There are some simple quick wins we can implement to immediately gain some level of control and accountability in our cloud environments. A few example include:

Separate environments for Production, Staging, Test, etc
Centralized authentication with a single identity provider, using role based access.
Embracing the principle of least privilege.
Proper tagging conventions and tag enforcement. (This can be used to drive automation, and deeper insight into billing).

The options are probably the most common you will see and, in my opinion, set a good foundation.

Immutable Infrastructure & Infrastructure as Code

“Cattle, not pets”

This familiar saying holds heavy weight in todays public cloud. Immutable infrastructure means no more in-place changes on live infrastructure, resources don’t get modified after deployment. If a change needs to be made, the existing resources get destroyed and redeployed with any updates.

When done properly, this eliminates the chance of configuration drift and increases the reliability, simplicity and predictability of infrastructure provisioning. Treating our infrastructure like any other code, allows us to version it, peer review it, and gain a better level of accountability for the resources that get provisioned.

Having all our resources defined in Terraform is the end goal, but we still need to enforce our governance policies, and have some way to automate some of the administrative and cleanup tasks that come with running multiple cloud environments…

Enter Cloud Custodian…

https://github.com/cloud-custodian/cloud-custodian

Cloud Custodian is a rules engine for cloud environments, that allows us to define our policies in a familiar way (YAML), and enforce them automatically in reaction to changes in the environment, or on a recurring schedule.

When using a run time such as CloudTrail, for example, Custodian will automatically provision a Lambda function and apply the designated filters to CloudTrail events, running its actions on anything that matches. Actions can be simple alert actions to email or Slack. Or they can trigger specific reactions to quickly deal with policy violations.

Using Cloud Custodian in tandem with an IaC tool like Terraform, provides us with a layered approach to Cloud Management. It also allows us to schedule different tasks in order to intelligently handle things like billing.

The anatomy of a policy

Below is an example of a policy I currently use across multiple environments to actively remove insecure rules from security groups, and alert an appropriate Slack channel.

There are 3 key components to the policy. The mode, the filters and the action. In the example below, we specify the mode as type: cloudtrail, watching for the specific events AuthorizeSecurityGroupIngress, and RevokeSecurityGroupIngress.

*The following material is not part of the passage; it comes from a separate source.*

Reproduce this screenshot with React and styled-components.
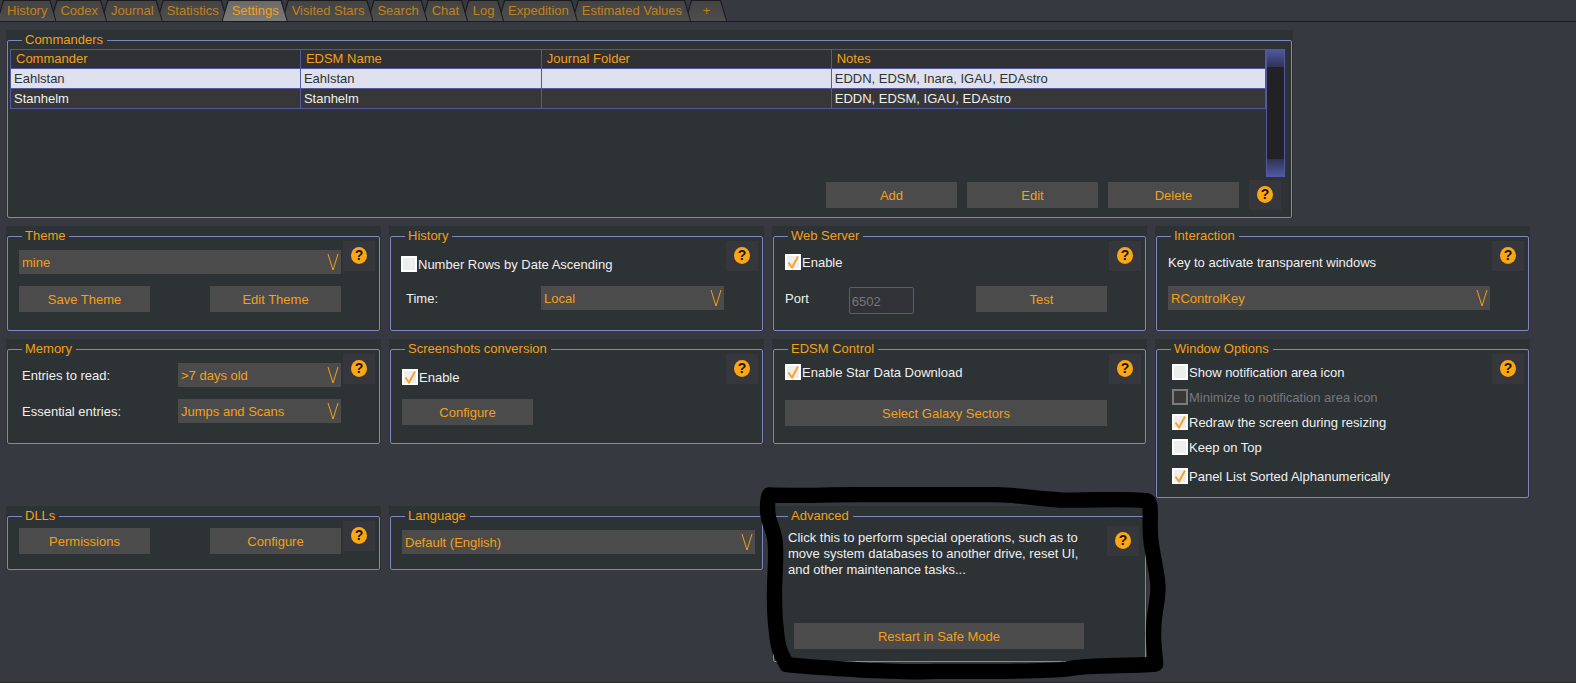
import { useState } from 'react'
import styled, { createGlobalStyle, css } from 'styled-components'

const Colors = {
    page: '#373940',
    panel: '#2d3235',
    line: '#7f87bd',
    grid: '#5359a0',
    button: '#4b4b4b',
    orange: '#f3a018',
    tabText: '#c1811a',
    white: '#f0f0f0',
    disabled: '#78787a',
}

const tabs = ['History', 'Codex', 'Journal', 'Statistics', 'Settings', 'Visited Stars', 'Search', 'Chat', 'Log', 'Expedition', 'Estimated Values', '+']

const commanders = [
    { name: 'Eahlstan', edsm: 'Eahlstan', folder: '', notes: 'EDDN, EDSM, Inara, IGAU, EDAstro' },
    { name: 'Stanhelm', edsm: 'Stanhelm', folder: '', notes: 'EDDN, EDSM, IGAU, EDAstro' },
]

const Help = ({ topic }) => (
    <HelpButton type="button" aria-label={`Help: ${topic}`}>
        <HelpMark>?</HelpMark>
    </HelpButton>
)

const Select = ({ id, label, value, width }) => (
    <SelectBox $width={width}>
        <StyledSelect id={id} aria-label={label} defaultValue={value}>
            <option>{value}</option>
        </StyledSelect>
        <Caret viewBox="0 0 12 18" aria-hidden="true">
            <path d="M1 1 L6 17 L11 1" />
        </Caret>
    </SelectBox>
)

const Check = ({ children, checked = false, disabled = false }) => {
    const [on, setOn] = useState(checked)

    return (
        <CheckLabel $disabled={disabled}>
            <CheckMark>
                <CheckInput type="checkbox" checked={on} disabled={disabled} onChange={() => setOn(!on)} />
                {on && (
                    <Tick viewBox="0 0 16 16" aria-hidden="true">
                        <path d="M3.5 8.5 L7 13.5 L13 2.5" />
                    </Tick>
                )}
            </CheckMark>
            <CheckText>{children}</CheckText>
        </CheckLabel>
    )
}

const Group = ({ title, help = true, top, gap, left, right, bottom, children }) => (
    <Panel>
        <Fieldset>
            <Legend>{title}</Legend>
            <Body>
                <Rows $top={top} $gap={gap} $left={left} $right={right} $bottom={bottom}>{children}</Rows>
                {help && <Help topic={title} />}
            </Body>
        </Fieldset>
    </Panel>
)

const Commanders = () => (
    <CommandersPanel>
        <Fieldset>
            <Legend>Commanders</Legend>
            <ListArea>
                <ListScroll>
                    <Table>
                        <colgroup>
                            <Col $width="23.1%" />
                            <Col $width="19.2%" />
                            <Col $width="23.1%" />
                            <Col />
                        </colgroup>
                        <thead>
                            <tr>
                                <Th>Commander</Th>
                                <Th>EDSM Name</Th>
                                <Th>Journal Folder</Th>
                                <Th>Notes</Th>
                            </tr>
                        </thead>
                        <tbody>
                            {commanders.map((c, i) => (
                                <Tr key={c.name} $selected={i === 0}>
                                    <Td>{c.name}</Td>
                                    <Td>{c.edsm}</Td>
                                    <Td>{c.folder}</Td>
                                    <Td>{c.notes}</Td>
                                </Tr>
                            ))}
                        </tbody>
                    </Table>
                </ListScroll>
                <ScrollBar>
                    <ScrollEnd $up />
                    <ScrollEnd />
                </ScrollBar>
            </ListArea>
            <Actions>
                <Button>Add</Button>
                <Button>Edit</Button>
                <Button>Delete</Button>
                <Help topic="Commanders" />
            </Actions>
        </Fieldset>
    </CommandersPanel>
)

const App = () => {
    const [active, setActive] = useState('Settings')

    return (
        <Page>
            <GlobalStyle />
            <TabStrip role="tablist">
                {tabs.map((name, i) => (
                    <Tab
                        key={name}
                        type="button"
                        role="tab"
                        aria-selected={name === active}
                        $active={name === active}
                        $order={tabs.length - i}
                        onClick={() => setActive(name)}
                    >
                        <span>{name}</span>
                    </Tab>
                ))}
            </TabStrip>

            <Content>
                <Commanders />

                <Groups>
                    <Group title="Theme">
                        <Select label="Theme" value="mine" />
                        <Row>
                            <Button>Save Theme</Button>
                            <Button>Edit Theme</Button>
                        </Row>
                    </Group>

                    <Group title="History" top={11} gap={10} left={10}>
                        <Row $short><Check>Number Rows by Date Ascending</Check></Row>
                        <Row>
                            <Label htmlFor="time" $indent={5}>Time:</Label>
                            <Select id="time" value="Local" width="183px" />
                        </Row>
                    </Group>

                    <Group title="Web Server">
                        <Row $short><Check checked>Enable</Check></Row>
                        <Row>
                            <PortField>
                                <Label htmlFor="port">Port</Label>
                                <PortInput id="port" defaultValue="6502" disabled />
                            </PortField>
                            <Button>Test</Button>
                        </Row>
                    </Group>

                    <Group title="Interaction">
                        <Row $short><Label htmlFor="key">Key to activate transparent windows</Label></Row>
                        <Row><Select id="key" value="RControlKey" /></Row>
                    </Group>

                    <Group title="Memory">
                        <Row $short>
                            <Label htmlFor="entries" $indent={3}>Entries to read:</Label>
                            <Select id="entries" value=">7 days old" width="163px" />
                        </Row>
                        <Row>
                            <Label htmlFor="essential" $indent={3}>Essential entries:</Label>
                            <Select id="essential" value="Jumps and Scans" width="163px" />
                        </Row>
                    </Group>

                    <Group title="Screenshots conversion" top={11} gap={10}>
                        <Row $short><Check checked>Enable</Check></Row>
                        <Row><Button>Configure</Button></Row>
                    </Group>

                    <Group title="EDSM Control" top={6} gap={16} bottom={17}>
                        <Row $short><Check checked>Enable Star Data Download</Check></Row>
                        <Button $wide>Select Galaxy Sectors</Button>
                    </Group>

                    <Group title="Window Options" top={10} gap={9} left={15} bottom={13}>
                        <Check>Show notification area icon</Check>
                        <Check disabled>Minimize to notification area icon</Check>
                        <Check checked>Redraw the screen during resizing</Check>
                        <Check>Keep on Top</Check>
                        <LastCheck><Check checked>Panel List Sorted Alphanumerically</Check></LastCheck>
                    </Group>

                    <Group title="DLLs" top={7} bottom={15}>
                        <Row>
                            <Button>Permissions</Button>
                            <Button>Configure</Button>
                        </Row>
                    </Group>

                    <Group title="Language" help={false} right={3} bottom={15}>
                        <Select label="Language" value="Default (English)" />
                    </Group>

                    <Marked>
                        <Panel>
                            <Fieldset>
                                <Legend>Advanced</Legend>
                                <Advanced>
                                    <Intro>
                                        Click this to perform special operations, such as to<br />
                                        move system databases to another drive, reset UI,<br />
                                        and other maintenance tasks...
                                    </Intro>
                                    <Help topic="Advanced" />
                                </Advanced>
                                <Restart><Button $wide>Restart in Safe Mode</Button></Restart>
                            </Fieldset>
                        </Panel>
                        <Marker viewBox="0 0 1320 639" preserveAspectRatio="none" aria-hidden="true">
                            <path d="M58 75 C140 79 240 73 350 74 L740 74 C800 75 850 85 930 90 C1020 92 1110 84 1190 92 C1206 96 1199 130 1201 190 C1204 250 1222 300 1224 350 C1224 400 1211 430 1211 480 C1209 520 1216 560 1217 582 C1130 590 1030 582 950 597 C880 606 650 604 560 604 C480 608 420 602 350 601 C270 596 180 592 110 584 C96 555 83 540 79 480 C72 430 73 380 74 340 C76 290 80 240 74 205 C68 170 55 160 53 125 C52 100 52 85 58 75 Z" />
                        </Marker>
                    </Marked>
                </Groups>
            </Content>
        </Page>
    )
}

export default App

const GlobalStyle = createGlobalStyle`
    body {
        margin: 0;
        background: ${Colors.page};
    }

    *, *::before, *::after {
        box-sizing: border-box;
    }
`

const Page = styled.div`
    min-height: 100vh;
    overflow: hidden;
    background: ${Colors.page};
    border-bottom: 1px solid #29292e;
    color: ${Colors.white};
    font-family: 'Liberation Sans', Arial, sans-serif;
    font-size: 13px;
    line-height: 16px;

    button, input, select {
        font: inherit;
    }
`

const TabStrip = styled.div`
    display: flex;
    height: 22px;
    padding-left: 3px;
    border-bottom: 1px solid #1b1b1d;
`

const Tab = styled.button`
    position: relative;
    z-index: ${({ $active, $order }) => $active ? 20 : $order};
    isolation: isolate;
    min-width: 42px;
    height: 21px;
    margin-left: -6px;
    padding: 0 9px 0 10px;
    border: 0;
    background: #1b1b1d;
    clip-path: polygon(6px 0, calc(100% - 6px) 0, 100% 100%, 0 100%);
    color: ${({ $active }) => $active ? Colors.orange : Colors.tabText};
    white-space: nowrap;
    cursor: pointer;

    &::before {
        content: '';
        position: absolute;
        inset: 1px 1px 0;
        z-index: -1;
        background: ${({ $active }) => $active ? 'linear-gradient(#6a6a6a, #797979)' : 'linear-gradient(#444445, #4e4e4e)'};
        clip-path: polygon(6px 0, calc(100% - 6px) 0, 100% 100%, 0 100%);
    }
`

const Content = styled.main`
    display: flex;
    flex-direction: column;
    gap: 8px;
    padding: 8px 46px 0 6px;
`

const Groups = styled.div`
    display: grid;
    grid-template-columns: repeat(4, minmax(0, 1fr));
    align-items: start;
    gap: 8px;
`

const Panel = styled.section`
    padding: 5px 1px 0;
    background: ${Colors.panel};
`

const CommandersPanel = styled(Panel)`
    margin-right: 237px;
`

const Fieldset = styled.fieldset`
    min-width: 0;
    margin: 0;
    padding: 0;
    border: 1px solid ${Colors.line};
    border-radius: 2px;
`

/* shorter than its text, so that the body starts right under the line */
const Legend = styled.legend`
    height: 10px;
    margin-left: 14px;
    padding: 0 4px 0 3px;
    line-height: 10px;
    color: ${Colors.orange};
`

const Body = styled.div`
    display: flex;
    align-items: flex-start;
    gap: 2px;
    padding-right: 4px;
`

const Rows = styled.div`
    display: flex;
    flex: 1;
    flex-direction: column;
    gap: ${({ $gap = 12 }) => $gap}px;
    min-width: 0;
    padding: ${({ $top = 9 }) => $top}px ${({ $right = 0 }) => $right}px ${({ $bottom = 18 }) => $bottom}px ${({ $left = 11 }) => $left}px;
`

const Row = styled.div`
    display: flex;
    align-items: flex-start;
    justify-content: space-between;
    height: ${({ $short }) => $short ? 24 : 26}px;
`

const Label = styled.label`
    padding: 1px 0 0 ${({ $indent = 0 }) => $indent}px;
    line-height: 24px;
`

const Button = styled.button.attrs({ type: 'button' })`
    width: ${({ $wide }) => $wide ? '100%' : '131px'};
    height: 26px;
    padding: 2px 0 0;
    border: 0;
    background: ${Colors.button};
    color: ${Colors.orange};
    cursor: pointer;

    &:hover {
        background: #5a5a5a;
    }
`

const HelpButton = styled.button`
    display: flex;
    flex: none;
    align-items: center;
    justify-content: center;
    width: 32px;
    height: 30px;
    padding: 0 0 2px;
    border: 0;
    background: #35373d;
    cursor: pointer;
`

const HelpMark = styled.span`
    width: 16px;
    height: 17px;
    border-radius: 50%;
    background: #fba713;
    color: #17120a;
    font-size: 14px;
    font-weight: bold;
    line-height: 17px;
    text-align: center;
`

const SelectBox = styled.div`
    display: grid;
    width: ${({ $width }) => $width || '100%'};
    height: 24px;
`

const StyledSelect = styled.select`
    grid-area: 1 / 1;
    width: 100%;
    height: 24px;
    padding: 2px 20px 0 3px;
    border: 0;
    border-radius: 0;
    appearance: none;
    background: ${Colors.button};
    color: ${Colors.orange};
`

const Caret = styled.svg`
    grid-area: 1 / 1;
    place-self: center end;
    width: 12px;
    height: 18px;
    margin-right: 2px;
    fill: none;
    stroke: ${Colors.orange};
    stroke-width: 1;
    pointer-events: none;
`

const CheckLabel = styled.label`
    display: flex;
    align-items: center;
    align-self: center;
    gap: 1px;
    width: 100%;
    color: ${({ $disabled }) => $disabled ? Colors.disabled : Colors.white};
`

const CheckText = styled.span`
    margin: 1px 0 -1px;
`

const CheckMark = styled.span`
    display: grid;
    width: 16px;
    height: 16px;
`

const CheckInput = styled.input`
    grid-area: 1 / 1;
    width: 16px;
    height: 16px;
    margin: 0;
    border: 2px solid #fff;
    appearance: none;
    background: #eee;

    ${({ disabled }) => disabled && css`
        border-color: #7c7c7c;
        background: #383838;
    `}
`

const Tick = styled.svg`
    grid-area: 1 / 1;
    fill: none;
    stroke: #f5a62c;
    stroke-width: 2;
    pointer-events: none;
`

const PortField = styled.div`
    display: flex;
    gap: 40px;
`

const PortInput = styled.input`
    width: 65px;
    height: 27px;
    margin-top: 1px;
    padding: 1px 2px 0;
    border: 1px solid ${Colors.grid};
    border-radius: 2px;
    background: #313238;
    color: ${Colors.disabled};
`

const LastCheck = styled.div`
    padding-top: 4px;
`

const ListArea = styled.div`
    display: flex;
    height: 132px;
    padding: 4px 6px 0 2px;
`

const ListScroll = styled.div`
    flex: 1;
    min-width: 0;
`

const Table = styled.table`
    width: 100%;
    table-layout: fixed;
    border-collapse: collapse;
    line-height: 18px;
    text-align: left;
`

const Col = styled.col`
    width: ${({ $width }) => $width || 'auto'};
`

const Th = styled.th`
    height: 19px;
    padding: 0 5px;
    border: 1px solid ${Colors.grid};
    background: #303134;
    color: ${Colors.orange};
    font-weight: normal;
`

const Tr = styled.tr`
    background: ${({ $selected }) => $selected ? '#dee1ed' : '#373737'};
    color: ${({ $selected }) => $selected ? '#2d3134' : Colors.white};
`

const Td = styled.td`
    height: 20px;
    padding: 0 3px;
    border: 1px solid ${Colors.grid};
`

const ScrollBar = styled.div`
    display: flex;
    flex-direction: column;
    justify-content: space-between;
    width: 19px;
    border: 1px solid ${Colors.grid};
    background: #222224;
`

const ScrollEnd = styled.div`
    height: 17px;
    background: linear-gradient(${({ $up }) => $up ? 'to bottom' : 'to top'}, #5058a2, #2f3252);
`

const Actions = styled.div`
    display: flex;
    align-items: center;
    justify-content: flex-end;
    gap: 10px;
    padding: 3px 10px 7px;
`

const Marked = styled.div`
    position: relative;
`

/* freehand ring, drawn over the Advanced panel and its neighbours */
const Marker = styled.svg`
    position: absolute;
    top: -36px;
    left: -22px;
    width: calc(100% + 65px);
    height: 213px;
    fill: none;
    stroke: #000;
    stroke-width: 46;
    stroke-linejoin: round;
    pointer-events: none;
`

const Advanced = styled.div`
    display: flex;
    align-items: flex-start;
    justify-content: space-between;
    padding: 5px 6px 0 14px;
`

const Intro = styled.p`
    margin: 4px 0 0;
    white-space: nowrap;
`

const Restart = styled.div`
    padding: 45px 61px 12px 20px;
`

The policy will filter on tags to start. If a security group has a tag with the key c7n_sg_public_access_exempt, Cloud Custodian will ignore it. It will then look to see if the security group, with a specific rule violation, is part of a particular VPC. If it is, then Cloud Custodian will also ignore it. The final filter, will check for an ingress rule with a source CIDR of 0.0.0.0/0 or the IPv6 equivalent ::/0.

If conditions are met in the filters, the actions are then triggered but any matching resources. In this example there are 2 actions, the first is a remove-permissions action on any matched ingress, the second is a notify action which used a predefined template and sends the details to an SQS Queue which is used as a relay to a Slack webhook.

There is a lot of underlying configuration needed to get this policy running in multiple accounts. The detail of the setup is well documented in the official repo.

policies:
  - name: high-risk-security-groups-remediate
    resource: security-group
    description: |
      Remove any rule from a security group that allows 0.0.0.0/0 or ::/0 (IPv6) ingress
      and notify the user  who added the violating rule.
    mode:
        type: cloudtrail
        events:
          - source: ec2.amazonaws.com
            event: AuthorizeSecurityGroupIngress
            ids: "requestParameters.groupId"
          - source: ec2.amazonaws.com
            event: RevokeSecurityGroupIngress
            ids: "requestParameters.groupId"
    filters:
      - "tag:c7n_sg_public_access_exempt": absent
      - not:
            - type: value
              key: VpcId
              value: <vpc_id>
      - or:
            - type: ingress
              Cidr:
                value: "0.0.0.0/0"
            - type: ingress
              CidrV6:
                value: "::/0"
    actions:
        - type: remove-permissions
          ingress: matched
        - type: notify
          slack_template: sg-rule-violation
          priority_header: '2'
          subject: Security Group Rule Violation
          to:
            - slack://#cloud-custodian
          transport:
            type: sqs
            queue: <sqs_url>

Summary

As an engineer, I’ve seen many different environments and configurations. Some lacked security and proper guardrails, while others enforced such heavy restrictions that it made it difficult to provision critical resources efficiently. In my opinion, it’s a matter of balance. Well documented best practices are a good starting point, but governance policies should also be driven by the needs of the business, and constantly reviewed for further improvements.

As a member of a small operational team in a large Engineering department, my biggest hurdle / downfall was trying to change all the misconfigurations of an environment, without having the proper cloud governance and management frameworks in place. This meant constantly chasing my tail on ensuring resources had been provisioned correctly. It wasn’t until I drew a line in the sand, began enforcing governance through tools like Cloud Custodian, that I began to feel like I was regaining control and closing the gap on security holes and runaway billing issues.

I do feel that, although Cloud Custodian is a fantastic tool to tackle some of the issues that spawn from neglected cloud accounts. Cultural shifts are just as important and go hand in hand with tooling. Implement sensible guard rails in your environment, but ensure that you are sharing knowledge across all your technical teams as to what the best practices are and why you are implementing them. THIS IS VITAL!

The aim of this post was to provide context as to why a tool like Cloud Custodian can be so valuable to Engineers trying to get a good handle on single or even multiple cloud environments. I didn’t want to dig too deep into the configuration and deployment of Cloud Custodian and its policies, but I may cover those items off in another post.